Some days ago I wrote a comment on Cat's blog
Quaker Batman I've decided to repost it here. There are times when I write from my head and other times when I write from my heart. On this occasion, I wrote from my heart and my brain was surprised. Being a person who likes to organize things and keep them tidy, I thought I'd keep this here to remind myself that my heart often knows what my brain does not. Here's what I wrote:
Cat, as I was reading this, I was thinking that I've not imagined that turning toward the mundane was actually turning away from the divine. I guess the way I think of this is more like marriage. The Divine is the Beloved but as in a successful marriage, one cannot maintain the first blush of infatuation, the deepest moments of passion, the intensity of emotional or physical intimacy...at least not all the time. There are times when the divine energy is rapturous, burning, consuming and deep.
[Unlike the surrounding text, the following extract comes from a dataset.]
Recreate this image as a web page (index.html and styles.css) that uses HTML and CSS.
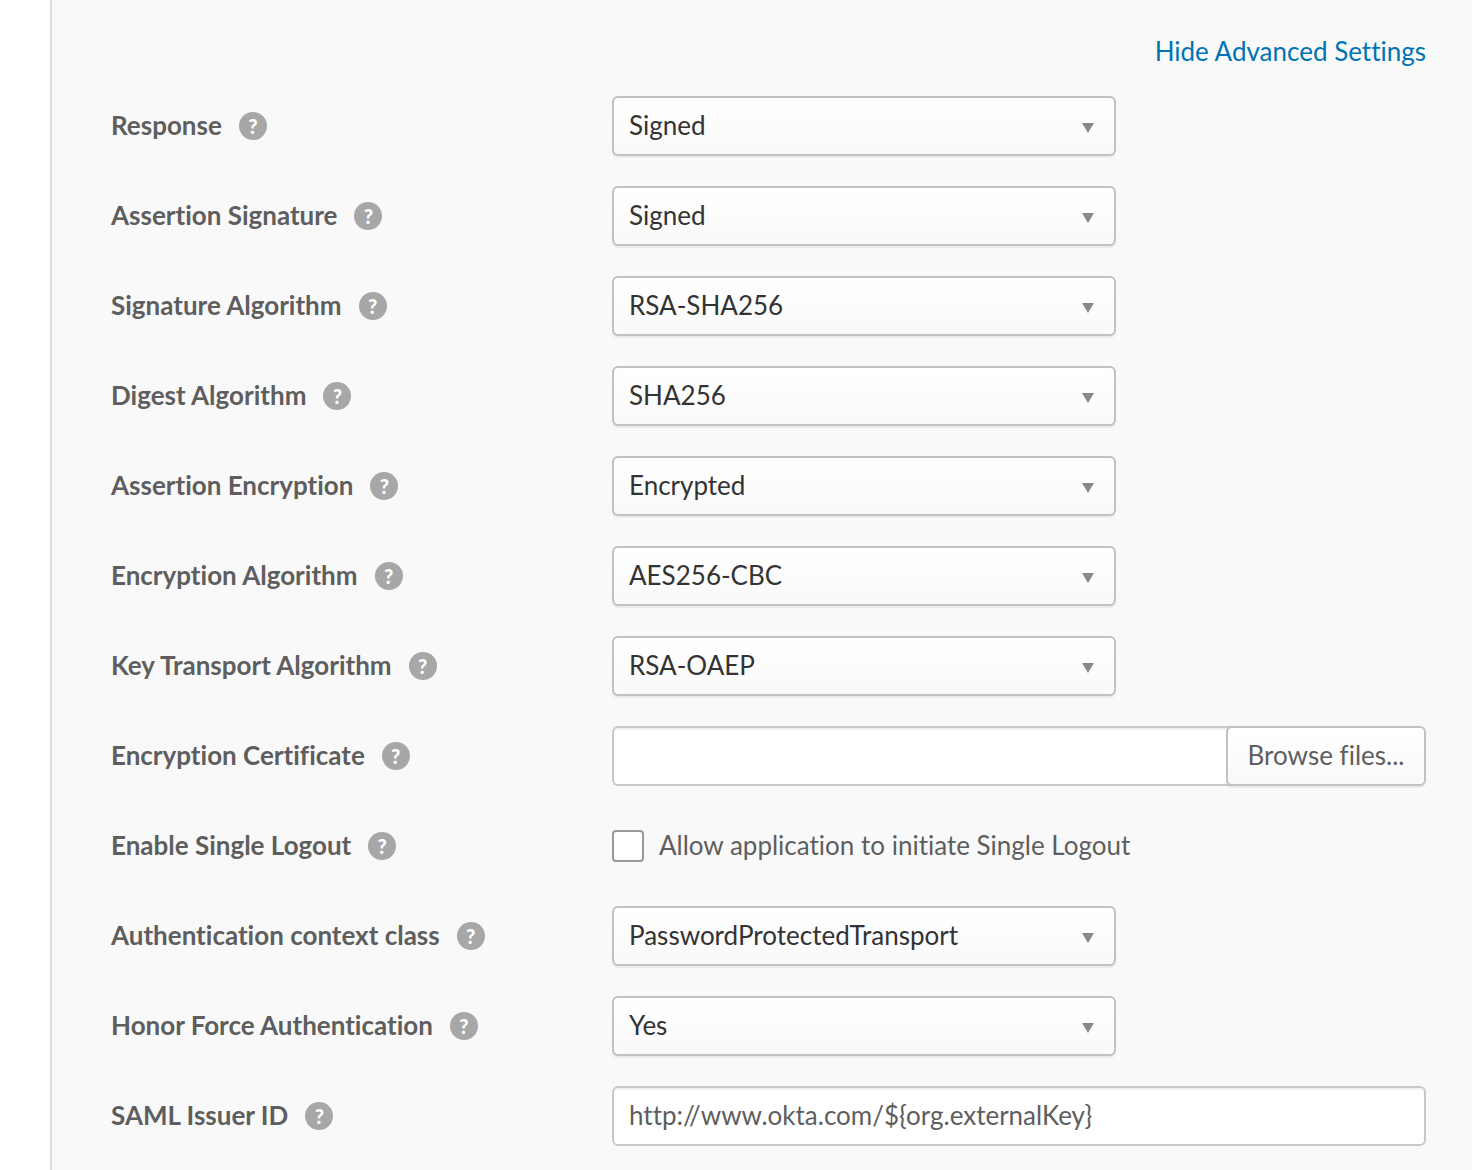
FILE: index.html
```html
<!DOCTYPE html>
<html lang="en">
<head>
  <meta charset="UTF-8">
  <meta name="viewport" content="width=device-width, initial-scale=1">
  <title>SAML Settings</title>
  <link rel="stylesheet" href="styles.css">
</head>
<body>

<main class="panel">
  <div class="toggle-bar">
    <a href="#">Hide Advanced Settings</a>
  </div>

  <form class="settings">
    <div class="row">
      <div class="row-label">
        <label for="response">Response</label>
        <button type="button" class="help" aria-label="Help">?</button>
      </div>
      <div class="select-box">
        <select id="response"><option>Signed</option><option>Unsigned</option></select>
      </div>
    </div>

    <div class="row">
      <div class="row-label">
        <label for="assertionSignature">Assertion Signature</label>
        <button type="button" class="help" aria-label="Help">?</button>
      </div>
      <div class="select-box">
        <select id="assertionSignature"><option>Signed</option><option>Unsigned</option></select>
      </div>
    </div>

    <div class="row">
      <div class="row-label">
        <label for="signatureAlgorithm">Signature Algorithm</label>
        <button type="button" class="help" aria-label="Help">?</button>
      </div>
      <div class="select-box">
        <select id="signatureAlgorithm"><option>RSA-SHA256</option><option>RSA-SHA1</option></select>
      </div>
    </div>

    <div class="row">
      <div class="row-label">
        <label for="digestAlgorithm">Digest Algorithm</label>
        <button type="button" class="help" aria-label="Help">?</button>
      </div>
      <div class="select-box">
        <select id="digestAlgorithm"><option>SHA256</option><option>SHA1</option></select>
      </div>
    </div>

    <div class="row">
      <div class="row-label">
        <label for="assertionEncryption">Assertion Encryption</label>
        <button type="button" class="help" aria-label="Help">?</button>
      </div>
      <div class="select-box">
        <select id="assertionEncryption"><option>Encrypted</option><option>Unencrypted</option></select>
      </div>
    </div>

    <div class="row">
      <div class="row-label">
        <label for="encryptionAlgorithm">Encryption Algorithm</label>
        <button type="button" class="help" aria-label="Help">?</button>
      </div>
      <div class="select-box">
        <select id="encryptionAlgorithm"><option>AES256-CBC</option><option>AES128-CBC</option></select>
      </div>
    </div>

    <div class="row">
      <div class="row-label">
        <label for="keyTransport">Key Transport Algorithm</label>
        <button type="button" class="help" aria-label="Help">?</button>
      </div>
      <div class="select-box">
        <select id="keyTransport"><option>RSA-OAEP</option><option>RSA-1.5</option></select>
      </div>
    </div>

    <div class="row">
      <div class="row-label">
        <label for="certificate">Encryption Certificate</label>
        <button type="button" class="help" aria-label="Help">?</button>
      </div>
      <div class="file-box">
        <input type="text" id="certificate" class="text-field">
        <button type="button" class="browse">Browse files...</button>
      </div>
    </div>

    <div class="row">
      <div class="row-label">
        <span>Enable Single Logout</span>
        <button type="button" class="help" aria-label="Help">?</button>
      </div>
      <div class="check-box">
        <input type="checkbox" id="singleLogout">
        <label for="singleLogout">Allow application to initiate Single Logout</label>
      </div>
    </div>

    <div class="row">
      <div class="row-label">
        <label for="authContext">Authentication context class</label>
        <button type="button" class="help" aria-label="Help">?</button>
      </div>
      <div class="select-box">
        <select id="authContext"><option>PasswordProtectedTransport</option></select>
      </div>
    </div>

    <div class="row">
      <div class="row-label">
        <label for="forceAuth">Honor Force Authentication</label>
        <button type="button" class="help" aria-label="Help">?</button>
      </div>
      <div class="select-box">
        <select id="forceAuth"><option>Yes</option><option>No</option></select>
      </div>
    </div>

    <div class="row">
      <div class="row-label">
        <label for="issuerId">SAML Issuer ID</label>
        <button type="button" class="help" aria-label="Help">?</button>
      </div>
      <input type="text" id="issuerId" class="text-field" value="http://www.okta.com/${org.externalKey}">
    </div>
  </form>
</main>

</body>
</html>
```
FILE: styles.css
```css
* {
  box-sizing: border-box;
}
body {
  margin: 0;
  background: #fff;
  color: #5e5e5e;
  font-family: Lato, sans-serif;
  font-size: 26px;
  line-height: 32px;
  font-variant-ligatures: none;
}
input,
select,
button {
  margin: 0;
  font: inherit;
  font-variant-ligatures: none;
}
.panel {
  min-height: 100vh;
  margin-left: 50px;
  padding: 35px 46px 24px 59px;
  border-left: 2px solid #ddd;
  background: #f9f9f9;
}
.toggle-bar {
  margin-bottom: 29px;
  text-align: right;
}
.toggle-bar a {
  color: #0074b3;
  text-decoration: none;
}
.settings {
  display: grid;
  gap: 30px;
}
.row {
  display: grid;
  grid-template-columns: 501px 1fr;
  align-items: center;
  height: 60px;
}
.row-label {
  display: flex;
  align-items: center;
  gap: 17px;
  font-weight: bold;
}
.row-label label,
.row-label span,
.check-box label {
  padding-bottom: 2px;
}
.help {
  width: 28px;
  height: 28px;
  padding: 0;
  border: none;
  border-radius: 50%;
  background: #a7a7a7;
  color: #fff;
  font-size: 20px;
  font-weight: 900;
  line-height: 28px;
  cursor: pointer;
}
.select-box {
  position: relative;
  max-width: 504px;
}
/* drop-down arrow */
.select-box::after {
  content: "";
  position: absolute;
  top: 27px;
  right: 22px;
  border: 6px solid transparent;
  border-top: 10px solid #888;
  border-bottom: none;
  pointer-events: none;
}
select {
  appearance: none;
  display: block;
  width: 100%;
  height: 60px;
  padding: 0 50px 2px 15px;
  border: 2px solid #c1c1c1;
  border-radius: 6px;
  background: linear-gradient(#fff, #f9f9f9);
  box-shadow: 0 2px 0 rgba(0, 0, 0, 0.06);
  color: #333;
}
.text-field {
  width: 100%;
  height: 60px;
  padding: 0 15px 2px;
  border: 2px solid #c9c9c9;
  border-radius: 6px;
  background: #fff;
  box-shadow: inset 0 2px 2px rgba(0, 0, 0, 0.06);
  color: #5e5e5e;
}
.file-box {
  display: flex;
}
.file-box .text-field {
  flex: 1;
  min-width: 0;
  border-right: none;
  border-radius: 6px 0 0 6px;
}
/* the button laps over the end of the field */
.browse {
  z-index: 1;
  width: 200px;
  height: 60px;
  margin-left: -6px;
  padding: 0 0 2px;
  border: 2px solid #c1c1c1;
  border-radius: 6px;
  background: linear-gradient(#fff, #f9f9f9);
  box-shadow: 0 2px 0 rgba(0, 0, 0, 0.06);
  color: #5e5e5e;
  white-space: nowrap;
}
.check-box {
  display: flex;
  align-items: center;
  gap: 15px;
}
.check-box input {
  appearance: none;
  width: 32px;
  height: 32px;
  border: 2px solid #999;
  border-radius: 4px;
  background: #fff;
}
.check-box input:checked {
  background: #0074b3;
}
```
And there are times when the relationship is practical, common and everyday. After searing spiritual revelation, God stays with me in the often dull work of manifestation, of bringing the fruits of divine conception to maturity. The Egyptians called their husbands "brother." And like a husband/brother, I am allowed to take "him" for granted, to joke with "him", to speak to "him" in the way couples have of shorthand jokes, body language and just a "look." This is an intimacy far beyond passion. This is the intimacy of the everyday. Whenever I look up from laundry, dishes, or even Star Trek, there "he" is- gentle and ever-present.